● Set problem: Repeat the lines exactly from the line that contains "Give me the" through the line that contains "left-0 top-[206px] w-px"; leave images out and add nothing.

● Provided information:

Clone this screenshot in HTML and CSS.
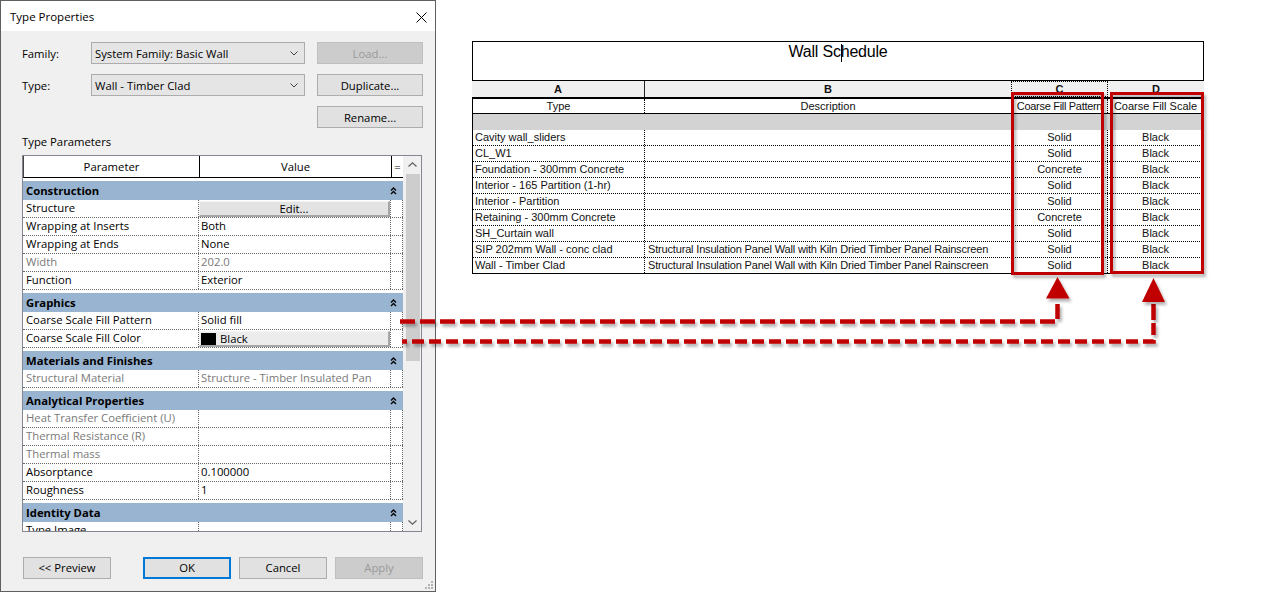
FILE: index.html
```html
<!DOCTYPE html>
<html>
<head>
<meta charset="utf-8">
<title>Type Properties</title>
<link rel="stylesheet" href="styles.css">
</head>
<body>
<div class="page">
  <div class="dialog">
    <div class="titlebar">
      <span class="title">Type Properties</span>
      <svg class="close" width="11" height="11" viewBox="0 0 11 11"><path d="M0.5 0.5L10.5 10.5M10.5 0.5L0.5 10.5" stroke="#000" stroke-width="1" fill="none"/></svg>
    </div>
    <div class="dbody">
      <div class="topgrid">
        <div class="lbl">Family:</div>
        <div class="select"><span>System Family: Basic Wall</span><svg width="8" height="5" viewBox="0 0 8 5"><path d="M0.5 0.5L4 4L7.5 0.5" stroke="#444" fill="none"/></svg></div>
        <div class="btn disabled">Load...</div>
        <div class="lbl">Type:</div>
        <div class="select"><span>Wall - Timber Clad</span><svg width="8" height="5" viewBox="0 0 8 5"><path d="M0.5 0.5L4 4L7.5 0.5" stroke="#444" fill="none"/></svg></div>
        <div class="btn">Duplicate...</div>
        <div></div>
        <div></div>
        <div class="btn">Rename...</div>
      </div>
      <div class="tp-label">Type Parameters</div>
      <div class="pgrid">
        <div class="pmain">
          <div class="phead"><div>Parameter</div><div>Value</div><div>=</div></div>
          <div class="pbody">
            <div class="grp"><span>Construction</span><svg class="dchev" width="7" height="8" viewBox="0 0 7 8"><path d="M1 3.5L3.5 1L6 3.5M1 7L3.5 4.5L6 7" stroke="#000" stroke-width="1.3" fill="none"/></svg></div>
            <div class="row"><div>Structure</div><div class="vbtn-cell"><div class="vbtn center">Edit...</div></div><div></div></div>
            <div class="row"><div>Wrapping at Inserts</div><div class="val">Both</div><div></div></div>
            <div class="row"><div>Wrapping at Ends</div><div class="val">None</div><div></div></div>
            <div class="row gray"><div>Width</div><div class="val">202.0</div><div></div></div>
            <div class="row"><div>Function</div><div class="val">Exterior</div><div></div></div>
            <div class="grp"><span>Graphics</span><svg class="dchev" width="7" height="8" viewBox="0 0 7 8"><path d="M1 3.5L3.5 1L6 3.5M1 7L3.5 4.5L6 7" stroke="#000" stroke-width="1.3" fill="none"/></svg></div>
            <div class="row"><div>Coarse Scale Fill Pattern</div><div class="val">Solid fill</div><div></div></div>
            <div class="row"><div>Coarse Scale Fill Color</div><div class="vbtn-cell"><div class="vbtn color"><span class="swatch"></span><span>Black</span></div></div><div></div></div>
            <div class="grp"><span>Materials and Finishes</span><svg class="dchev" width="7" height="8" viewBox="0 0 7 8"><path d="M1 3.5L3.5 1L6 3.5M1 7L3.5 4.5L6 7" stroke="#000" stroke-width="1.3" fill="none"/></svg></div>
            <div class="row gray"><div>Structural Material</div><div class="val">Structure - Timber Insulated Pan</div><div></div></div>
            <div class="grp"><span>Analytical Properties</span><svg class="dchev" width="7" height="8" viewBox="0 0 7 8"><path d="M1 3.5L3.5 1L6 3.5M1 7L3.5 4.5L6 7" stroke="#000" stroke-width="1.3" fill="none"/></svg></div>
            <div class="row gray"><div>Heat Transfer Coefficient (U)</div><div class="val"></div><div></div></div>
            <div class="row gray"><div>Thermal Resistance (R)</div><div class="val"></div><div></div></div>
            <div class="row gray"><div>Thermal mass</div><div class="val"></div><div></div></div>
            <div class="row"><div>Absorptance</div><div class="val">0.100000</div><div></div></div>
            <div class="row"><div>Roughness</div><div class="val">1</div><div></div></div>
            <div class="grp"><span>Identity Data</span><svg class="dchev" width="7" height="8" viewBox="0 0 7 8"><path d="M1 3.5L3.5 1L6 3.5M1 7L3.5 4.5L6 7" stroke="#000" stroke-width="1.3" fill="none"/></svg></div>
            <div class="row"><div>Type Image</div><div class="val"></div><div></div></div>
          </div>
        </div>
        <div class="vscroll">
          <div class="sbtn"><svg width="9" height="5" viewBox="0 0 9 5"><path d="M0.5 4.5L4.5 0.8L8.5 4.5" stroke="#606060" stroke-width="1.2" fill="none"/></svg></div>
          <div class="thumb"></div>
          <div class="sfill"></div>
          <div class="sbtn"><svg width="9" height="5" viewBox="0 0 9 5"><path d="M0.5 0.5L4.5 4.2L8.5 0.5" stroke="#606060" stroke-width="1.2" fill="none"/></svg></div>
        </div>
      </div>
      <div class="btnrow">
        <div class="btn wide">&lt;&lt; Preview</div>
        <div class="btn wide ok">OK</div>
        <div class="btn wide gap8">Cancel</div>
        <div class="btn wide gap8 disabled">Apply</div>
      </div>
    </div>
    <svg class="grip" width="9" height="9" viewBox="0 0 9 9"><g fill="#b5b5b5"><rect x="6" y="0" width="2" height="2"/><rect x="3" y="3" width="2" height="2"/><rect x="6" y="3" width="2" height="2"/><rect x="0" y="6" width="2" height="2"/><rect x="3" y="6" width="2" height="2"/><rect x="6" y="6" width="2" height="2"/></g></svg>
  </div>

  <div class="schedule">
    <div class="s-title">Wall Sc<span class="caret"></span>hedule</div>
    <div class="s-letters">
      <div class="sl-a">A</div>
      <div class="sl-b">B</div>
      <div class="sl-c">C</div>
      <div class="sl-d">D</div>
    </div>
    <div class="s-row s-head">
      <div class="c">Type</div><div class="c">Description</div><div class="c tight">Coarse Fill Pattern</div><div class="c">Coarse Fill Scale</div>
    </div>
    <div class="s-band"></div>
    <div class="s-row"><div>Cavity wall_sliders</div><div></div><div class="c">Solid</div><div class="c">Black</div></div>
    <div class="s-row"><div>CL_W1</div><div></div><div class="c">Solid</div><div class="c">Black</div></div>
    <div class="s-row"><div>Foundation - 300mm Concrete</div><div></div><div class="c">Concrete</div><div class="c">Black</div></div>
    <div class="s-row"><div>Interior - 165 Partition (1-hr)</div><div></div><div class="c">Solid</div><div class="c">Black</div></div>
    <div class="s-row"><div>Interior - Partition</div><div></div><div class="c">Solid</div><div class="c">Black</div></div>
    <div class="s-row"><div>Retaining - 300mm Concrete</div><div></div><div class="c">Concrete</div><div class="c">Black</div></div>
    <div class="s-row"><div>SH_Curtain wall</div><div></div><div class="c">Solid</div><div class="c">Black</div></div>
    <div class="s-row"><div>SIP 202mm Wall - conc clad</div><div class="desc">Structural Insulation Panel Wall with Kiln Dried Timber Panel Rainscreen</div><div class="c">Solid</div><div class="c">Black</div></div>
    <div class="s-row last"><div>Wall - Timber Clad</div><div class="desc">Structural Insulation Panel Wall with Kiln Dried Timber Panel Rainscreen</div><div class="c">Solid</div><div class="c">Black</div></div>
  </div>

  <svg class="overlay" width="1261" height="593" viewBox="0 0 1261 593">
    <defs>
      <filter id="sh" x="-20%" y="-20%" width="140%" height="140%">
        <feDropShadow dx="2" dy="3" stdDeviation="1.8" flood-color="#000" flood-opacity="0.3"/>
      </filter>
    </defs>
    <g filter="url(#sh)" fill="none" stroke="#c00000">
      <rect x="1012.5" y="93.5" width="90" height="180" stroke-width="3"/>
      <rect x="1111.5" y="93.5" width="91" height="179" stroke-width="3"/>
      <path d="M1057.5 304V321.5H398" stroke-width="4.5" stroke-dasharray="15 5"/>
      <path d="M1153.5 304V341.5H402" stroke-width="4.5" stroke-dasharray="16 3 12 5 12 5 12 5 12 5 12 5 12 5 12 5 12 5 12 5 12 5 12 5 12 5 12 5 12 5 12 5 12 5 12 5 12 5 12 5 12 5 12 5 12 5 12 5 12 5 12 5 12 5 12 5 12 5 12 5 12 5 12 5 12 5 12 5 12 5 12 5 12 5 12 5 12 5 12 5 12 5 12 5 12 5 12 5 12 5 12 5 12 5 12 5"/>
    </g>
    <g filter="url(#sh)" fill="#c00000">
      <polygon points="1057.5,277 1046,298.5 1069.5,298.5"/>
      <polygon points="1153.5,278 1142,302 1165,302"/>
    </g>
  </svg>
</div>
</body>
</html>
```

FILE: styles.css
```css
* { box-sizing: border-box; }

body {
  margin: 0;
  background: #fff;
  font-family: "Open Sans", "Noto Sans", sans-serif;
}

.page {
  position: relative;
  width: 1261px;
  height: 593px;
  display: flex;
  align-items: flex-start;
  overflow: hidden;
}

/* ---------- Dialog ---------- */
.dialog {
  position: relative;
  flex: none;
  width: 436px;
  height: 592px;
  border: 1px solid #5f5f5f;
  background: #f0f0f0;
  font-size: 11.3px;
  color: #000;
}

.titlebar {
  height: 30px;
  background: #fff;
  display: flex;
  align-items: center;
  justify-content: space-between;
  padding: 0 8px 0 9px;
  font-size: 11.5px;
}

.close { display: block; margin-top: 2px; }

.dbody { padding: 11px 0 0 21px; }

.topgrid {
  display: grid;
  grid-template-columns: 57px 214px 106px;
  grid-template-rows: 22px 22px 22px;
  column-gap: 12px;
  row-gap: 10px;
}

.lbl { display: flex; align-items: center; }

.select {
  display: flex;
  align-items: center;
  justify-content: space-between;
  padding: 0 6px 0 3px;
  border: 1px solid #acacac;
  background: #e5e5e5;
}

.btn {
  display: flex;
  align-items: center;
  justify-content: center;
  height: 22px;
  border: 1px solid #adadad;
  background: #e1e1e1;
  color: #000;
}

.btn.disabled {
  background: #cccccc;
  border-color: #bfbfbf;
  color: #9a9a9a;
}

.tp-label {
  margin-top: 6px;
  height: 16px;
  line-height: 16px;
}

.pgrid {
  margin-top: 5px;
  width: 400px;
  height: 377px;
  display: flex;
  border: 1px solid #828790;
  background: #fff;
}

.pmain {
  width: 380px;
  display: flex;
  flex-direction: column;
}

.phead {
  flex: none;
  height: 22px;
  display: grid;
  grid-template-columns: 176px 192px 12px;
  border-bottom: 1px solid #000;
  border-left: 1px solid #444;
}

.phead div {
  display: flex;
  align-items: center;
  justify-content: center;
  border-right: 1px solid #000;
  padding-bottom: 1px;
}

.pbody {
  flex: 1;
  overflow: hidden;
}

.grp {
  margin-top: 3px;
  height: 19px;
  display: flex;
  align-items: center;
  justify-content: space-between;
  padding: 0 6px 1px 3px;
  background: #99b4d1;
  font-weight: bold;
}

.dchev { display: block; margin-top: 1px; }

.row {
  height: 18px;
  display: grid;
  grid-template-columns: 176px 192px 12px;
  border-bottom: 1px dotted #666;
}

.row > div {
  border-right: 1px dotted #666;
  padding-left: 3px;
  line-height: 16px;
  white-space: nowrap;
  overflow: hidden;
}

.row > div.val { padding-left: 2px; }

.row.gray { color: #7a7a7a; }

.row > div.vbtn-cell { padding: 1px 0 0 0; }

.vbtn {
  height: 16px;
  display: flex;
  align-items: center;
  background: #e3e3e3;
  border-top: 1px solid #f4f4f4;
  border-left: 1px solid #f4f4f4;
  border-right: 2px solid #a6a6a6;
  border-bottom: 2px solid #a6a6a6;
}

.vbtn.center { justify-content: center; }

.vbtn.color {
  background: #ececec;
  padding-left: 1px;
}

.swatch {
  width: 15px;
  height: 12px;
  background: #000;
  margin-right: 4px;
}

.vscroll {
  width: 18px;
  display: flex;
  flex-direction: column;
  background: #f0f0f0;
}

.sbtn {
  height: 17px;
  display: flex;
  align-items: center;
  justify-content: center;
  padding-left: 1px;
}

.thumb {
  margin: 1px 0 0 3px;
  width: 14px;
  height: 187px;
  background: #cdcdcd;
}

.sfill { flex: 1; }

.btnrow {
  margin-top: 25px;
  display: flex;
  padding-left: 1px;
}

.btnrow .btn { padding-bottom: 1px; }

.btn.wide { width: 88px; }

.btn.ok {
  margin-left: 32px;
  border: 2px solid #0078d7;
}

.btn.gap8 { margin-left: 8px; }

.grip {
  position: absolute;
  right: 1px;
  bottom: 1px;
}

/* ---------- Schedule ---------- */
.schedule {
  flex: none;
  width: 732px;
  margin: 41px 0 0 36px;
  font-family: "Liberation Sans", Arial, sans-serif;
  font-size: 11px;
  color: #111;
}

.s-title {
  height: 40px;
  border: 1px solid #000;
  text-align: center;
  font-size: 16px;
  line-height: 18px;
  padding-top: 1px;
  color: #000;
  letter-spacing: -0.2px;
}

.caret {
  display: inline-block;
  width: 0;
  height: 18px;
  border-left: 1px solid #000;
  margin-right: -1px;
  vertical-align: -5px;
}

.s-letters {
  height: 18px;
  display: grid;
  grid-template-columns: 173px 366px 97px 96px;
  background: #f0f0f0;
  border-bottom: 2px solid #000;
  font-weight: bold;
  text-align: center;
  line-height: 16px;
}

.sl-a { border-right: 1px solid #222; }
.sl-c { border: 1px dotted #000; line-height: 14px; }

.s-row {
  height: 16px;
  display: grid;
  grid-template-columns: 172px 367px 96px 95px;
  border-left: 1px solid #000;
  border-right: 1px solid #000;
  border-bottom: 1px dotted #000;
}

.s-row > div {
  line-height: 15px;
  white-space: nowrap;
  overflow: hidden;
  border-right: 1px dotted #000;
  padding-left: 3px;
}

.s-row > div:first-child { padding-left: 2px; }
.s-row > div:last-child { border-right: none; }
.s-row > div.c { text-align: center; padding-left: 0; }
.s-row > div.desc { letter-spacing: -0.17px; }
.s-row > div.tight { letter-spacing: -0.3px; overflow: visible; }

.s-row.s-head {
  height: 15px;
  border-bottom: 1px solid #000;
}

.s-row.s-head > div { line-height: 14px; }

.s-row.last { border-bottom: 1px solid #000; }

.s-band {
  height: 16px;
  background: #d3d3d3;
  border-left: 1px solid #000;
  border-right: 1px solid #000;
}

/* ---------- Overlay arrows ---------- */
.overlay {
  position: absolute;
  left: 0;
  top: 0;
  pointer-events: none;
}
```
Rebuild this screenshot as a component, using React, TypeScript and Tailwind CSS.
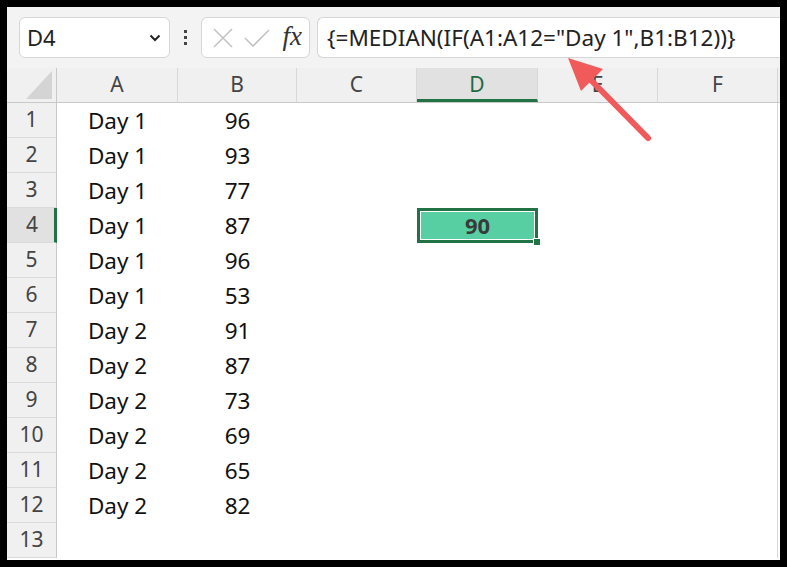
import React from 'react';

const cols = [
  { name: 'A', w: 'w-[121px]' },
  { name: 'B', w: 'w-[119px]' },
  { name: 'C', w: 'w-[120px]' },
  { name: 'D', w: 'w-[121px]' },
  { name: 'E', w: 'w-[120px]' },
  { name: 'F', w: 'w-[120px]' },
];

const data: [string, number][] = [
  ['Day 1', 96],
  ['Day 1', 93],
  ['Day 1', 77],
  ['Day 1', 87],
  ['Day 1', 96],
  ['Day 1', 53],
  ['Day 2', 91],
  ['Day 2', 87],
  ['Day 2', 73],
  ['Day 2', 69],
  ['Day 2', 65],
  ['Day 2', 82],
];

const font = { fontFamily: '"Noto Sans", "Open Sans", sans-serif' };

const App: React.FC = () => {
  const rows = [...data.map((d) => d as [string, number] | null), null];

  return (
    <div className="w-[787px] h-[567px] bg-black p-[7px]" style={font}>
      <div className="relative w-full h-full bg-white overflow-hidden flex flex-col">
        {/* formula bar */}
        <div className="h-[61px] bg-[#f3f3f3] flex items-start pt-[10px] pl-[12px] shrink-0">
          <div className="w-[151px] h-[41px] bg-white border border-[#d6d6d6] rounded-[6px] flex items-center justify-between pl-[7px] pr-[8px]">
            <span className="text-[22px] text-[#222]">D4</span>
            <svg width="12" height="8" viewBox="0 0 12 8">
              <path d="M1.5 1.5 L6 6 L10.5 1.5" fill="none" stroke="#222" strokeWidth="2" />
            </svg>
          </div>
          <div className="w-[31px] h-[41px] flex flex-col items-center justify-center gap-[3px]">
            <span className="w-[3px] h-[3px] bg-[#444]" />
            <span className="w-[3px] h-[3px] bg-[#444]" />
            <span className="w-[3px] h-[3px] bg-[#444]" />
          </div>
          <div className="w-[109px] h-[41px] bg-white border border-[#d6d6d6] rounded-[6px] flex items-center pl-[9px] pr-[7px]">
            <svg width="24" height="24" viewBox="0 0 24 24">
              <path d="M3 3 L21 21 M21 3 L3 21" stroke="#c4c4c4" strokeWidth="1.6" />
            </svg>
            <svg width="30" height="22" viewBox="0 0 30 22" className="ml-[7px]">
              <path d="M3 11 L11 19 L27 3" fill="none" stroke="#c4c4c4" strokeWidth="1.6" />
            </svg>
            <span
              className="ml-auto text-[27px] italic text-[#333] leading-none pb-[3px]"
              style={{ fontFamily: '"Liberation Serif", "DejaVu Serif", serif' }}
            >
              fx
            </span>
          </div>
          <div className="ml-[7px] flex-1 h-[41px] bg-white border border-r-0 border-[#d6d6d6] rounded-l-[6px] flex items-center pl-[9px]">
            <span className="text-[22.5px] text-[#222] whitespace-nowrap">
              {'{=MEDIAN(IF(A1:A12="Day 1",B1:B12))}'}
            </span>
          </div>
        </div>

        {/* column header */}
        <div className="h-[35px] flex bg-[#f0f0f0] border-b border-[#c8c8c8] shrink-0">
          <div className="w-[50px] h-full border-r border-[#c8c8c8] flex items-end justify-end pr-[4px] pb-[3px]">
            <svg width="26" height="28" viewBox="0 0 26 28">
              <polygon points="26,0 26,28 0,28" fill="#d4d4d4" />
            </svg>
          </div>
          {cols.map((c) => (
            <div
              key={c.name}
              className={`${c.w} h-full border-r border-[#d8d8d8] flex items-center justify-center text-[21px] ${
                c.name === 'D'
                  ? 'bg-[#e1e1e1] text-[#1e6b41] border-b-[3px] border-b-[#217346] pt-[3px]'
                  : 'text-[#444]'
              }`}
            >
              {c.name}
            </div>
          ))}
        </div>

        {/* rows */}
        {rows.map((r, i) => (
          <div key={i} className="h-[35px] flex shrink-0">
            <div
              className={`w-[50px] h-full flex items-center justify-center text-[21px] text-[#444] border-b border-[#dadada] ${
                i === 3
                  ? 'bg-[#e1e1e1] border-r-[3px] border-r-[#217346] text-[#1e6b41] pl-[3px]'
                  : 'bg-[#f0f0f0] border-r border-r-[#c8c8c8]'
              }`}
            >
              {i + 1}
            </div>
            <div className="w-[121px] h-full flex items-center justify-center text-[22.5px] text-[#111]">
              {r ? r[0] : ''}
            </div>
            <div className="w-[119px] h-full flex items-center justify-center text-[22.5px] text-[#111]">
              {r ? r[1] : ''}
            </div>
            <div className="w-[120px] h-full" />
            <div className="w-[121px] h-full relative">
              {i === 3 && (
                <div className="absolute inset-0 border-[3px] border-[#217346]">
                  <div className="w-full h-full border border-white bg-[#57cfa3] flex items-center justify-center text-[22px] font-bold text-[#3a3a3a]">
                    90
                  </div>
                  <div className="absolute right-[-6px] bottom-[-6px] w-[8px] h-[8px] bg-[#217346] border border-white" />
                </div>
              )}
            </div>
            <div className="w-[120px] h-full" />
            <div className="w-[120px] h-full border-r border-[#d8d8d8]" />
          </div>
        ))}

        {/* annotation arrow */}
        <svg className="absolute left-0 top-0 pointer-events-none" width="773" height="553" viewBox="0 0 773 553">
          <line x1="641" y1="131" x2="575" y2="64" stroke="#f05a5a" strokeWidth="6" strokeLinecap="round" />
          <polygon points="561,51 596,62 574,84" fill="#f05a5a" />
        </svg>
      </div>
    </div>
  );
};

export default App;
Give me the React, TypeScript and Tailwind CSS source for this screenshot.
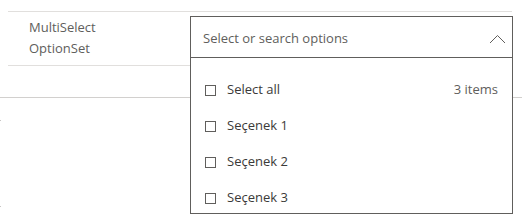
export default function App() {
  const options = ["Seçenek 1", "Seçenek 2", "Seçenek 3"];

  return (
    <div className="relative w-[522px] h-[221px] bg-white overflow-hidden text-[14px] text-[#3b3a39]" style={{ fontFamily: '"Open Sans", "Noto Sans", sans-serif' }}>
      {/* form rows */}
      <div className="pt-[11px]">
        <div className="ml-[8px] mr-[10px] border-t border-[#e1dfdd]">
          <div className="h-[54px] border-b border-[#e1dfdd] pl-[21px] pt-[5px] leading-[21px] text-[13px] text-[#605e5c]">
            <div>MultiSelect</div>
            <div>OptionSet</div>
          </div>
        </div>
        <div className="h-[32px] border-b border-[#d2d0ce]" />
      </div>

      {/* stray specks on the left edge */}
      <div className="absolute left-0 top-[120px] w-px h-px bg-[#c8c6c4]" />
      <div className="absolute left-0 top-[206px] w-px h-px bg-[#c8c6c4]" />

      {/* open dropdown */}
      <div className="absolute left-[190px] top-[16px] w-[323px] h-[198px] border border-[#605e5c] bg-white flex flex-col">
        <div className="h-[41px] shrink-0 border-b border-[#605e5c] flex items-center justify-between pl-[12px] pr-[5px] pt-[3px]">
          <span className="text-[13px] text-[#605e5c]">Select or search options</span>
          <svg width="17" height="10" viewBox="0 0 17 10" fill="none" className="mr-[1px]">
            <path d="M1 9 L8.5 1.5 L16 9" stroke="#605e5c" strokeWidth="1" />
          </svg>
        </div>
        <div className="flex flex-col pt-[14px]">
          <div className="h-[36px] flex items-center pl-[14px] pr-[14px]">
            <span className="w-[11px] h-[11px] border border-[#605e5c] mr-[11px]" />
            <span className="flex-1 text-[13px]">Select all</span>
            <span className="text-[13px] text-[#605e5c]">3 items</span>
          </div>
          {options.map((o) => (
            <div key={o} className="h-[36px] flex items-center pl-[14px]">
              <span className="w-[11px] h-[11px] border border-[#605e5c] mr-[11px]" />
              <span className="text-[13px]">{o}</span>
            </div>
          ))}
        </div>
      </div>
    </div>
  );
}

● Task response:
Give me the React, TypeScript and Tailwind CSS source for this screenshot.
export default function App() {
  const options = ["Seçenek 1", "Seçenek 2", "Seçenek 3"];

  return (
    <div className="relative w-[522px] h-[221px] bg-white overflow-hidden text-[14px] text-[#3b3a39]" style={{ fontFamily: '"Open Sans", "Noto Sans", sans-serif' }}>
      {/* form rows */}
      <div className="pt-[11px]">
        <div className="ml-[8px] mr-[10px] border-t border-[#e1dfdd]">
          <div className="h-[54px] border-b border-[#e1dfdd] pl-[21px] pt-[5px] leading-[21px] text-[13px] text-[#605e5c]">
            <div>MultiSelect</div>
            <div>OptionSet</div>
          </div>
        </div>
        <div className="h-[32px] border-b border-[#d2d0ce]" />
      </div>

      {/* stray specks on the left edge */}
      <div className="absolute left-0 top-[120px] w-px h-px bg-[#c8c6c4]" />
      <div className="absolute left-0 top-[206px] w-px h-px bg-[#c8c6c4]" />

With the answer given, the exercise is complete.